Amidst the tug of war between the United States Dollar (USD) and US Treasury bond yields, gold prices are attempting to consolidate below the critical $2,000 mark as the trading week commences. With a shift towards a risk-friendly market environment, market participants are closely monitoring the US bond market performance and its implications for the precious metal.
Following a rally on Wall Street and optimistic statements from China’s Premier Li Qiang, the US Dollar Index experienced a minor rebound, albeit remaining near a two-month low. Meanwhile, the 10-year US Treasury bond yields continued their downward trajectory, breaching the significant 4.50% level.
Market analysts emphasize the crucial role of the US bond market in determining gold’s next move, especially considering the upcoming large-scale US bond auctions. Additionally, geopolitical developments in the Middle East and the return of the Fed policymakers are expected to exert further influence on gold prices throughout the week.

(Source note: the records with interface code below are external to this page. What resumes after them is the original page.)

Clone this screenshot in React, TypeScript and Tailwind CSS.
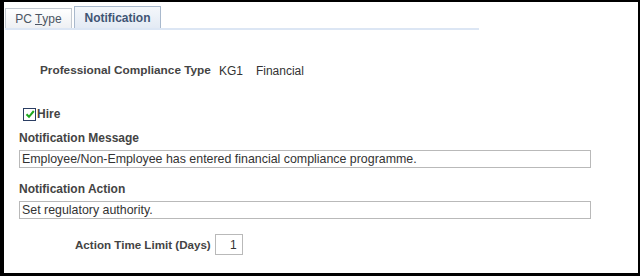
export default function App() {
  return (
    <div className="w-[640px] h-[276px] bg-black pl-[4px] pt-[2px] pr-[2px] pb-[3px] font-['Liberation_Sans',Arial,sans-serif]">
      <div className="w-full h-full bg-white flex flex-col">
        {/* tabs */}
        <div className="pl-[1px] pt-[4px] w-[475px]">
          <div className="flex items-end gap-[2px]">
            <div className="h-[20px] w-[67px] border border-b-0 border-[#c3c9d1] bg-gradient-to-b from-[#ffffff] to-[#eef0f3] flex items-center justify-center text-[12px] text-[#4b5563]">
              PC <span className="underline ml-[3px]">T</span>ype
            </div>
            <div className="h-[22px] w-[87px] border border-b-0 border-[#a9b9cd] bg-gradient-to-b from-[#f4f7fb] to-[#e3eaf4] flex items-center justify-center text-[12px] font-bold text-[#3f5574]">
              Notification
            </div>
          </div>
          <div className="h-[2px] bg-[#dce6f4]" />
        </div>

        <div className="flex flex-col text-[12px] text-[#333]">
          <div className="flex items-center mt-[34px] ml-[36px] h-[14px]">
            <span className="font-bold text-[#444] text-[11.8px]">Professional Compliance Type</span>
            <span className="ml-[8px]">KG1</span>
            <span className="ml-[13px]">Financial</span>
          </div>

          <div className="flex items-center mt-[29px] ml-[19px] h-[14px]">
            <span className="w-[13px] h-[13px] border border-[#2b3e63] bg-white flex items-center justify-center">
              <svg width="10" height="10" viewBox="0 0 10 10">
                <path d="M1.5 5.2 L4 7.8 L8.8 2" fill="none" stroke="#1fa81f" strokeWidth="2" />
              </svg>
            </span>
            <span className="ml-[1px] font-bold text-[#444]">Hire</span>
          </div>

          <div className="mt-[10px] ml-[15px] font-bold text-[#444] h-[14px] flex items-center">Notification Message</div>
          <div className="mt-[5px] ml-[15px] w-[572px] h-[18px] border border-[#b9b9b9] flex items-center px-[2px] text-[#333] text-[12.4px]">
            Employee/Non-Employee has entered financial compliance programme.
          </div>

          <div className="mt-[14px] ml-[15px] font-bold text-[#444] h-[14px] flex items-center">Notification Action</div>
          <div className="mt-[5px] ml-[15px] w-[572px] h-[18px] border border-[#b9b9b9] flex items-center px-[2px] text-[#333] text-[12.4px]">
            Set regulatory authority.
          </div>

          <div className="mt-[15px] ml-[71px] flex items-center">
            <span className="font-bold text-[#444] text-[11.6px]">Action Time Limit (Days)</span>
            <span className="ml-[4px] w-[28px] h-[21px] border border-[#b9b9b9] flex items-center justify-end pr-[5px] text-[#333]">1</span>
          </div>
        </div>
      </div>
    </div>
  );
}
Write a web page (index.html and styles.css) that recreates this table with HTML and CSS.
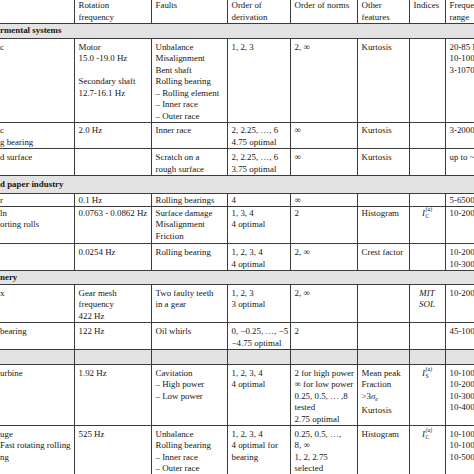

Despite multiple attempts to surpass the $2,000 threshold, gold prices have faced resistance, prompting a potential ascending triangle formation on the daily chart. The 14-day Relative Strength Index (RSI) remains above the 50 level, reinforcing the ‘buy-the-dips’ sentiment among investors. Furthermore, the presence of major Simple Moving Averages (SMA) adds to the positive outlook for gold prices.
At present, the focus lies on defending the crucial support level at $1,977, with a potential rebound on the horizon. However, a breach below this level could lead to a retest of the November 1 low at $1,970, followed by a downward movement towards the static support at $1,963 and the psychological level of $1,950.
On the upside, breaking above the $2,000 threshold will be critical in initiating a substantial uptrend, with a significant resistance point around the multi-month high of $2,009. Further upward momentum could encounter a notable contention point at the mid-May high near $2,020, a pivotal level for gold buyers to watch closely in the coming sessions.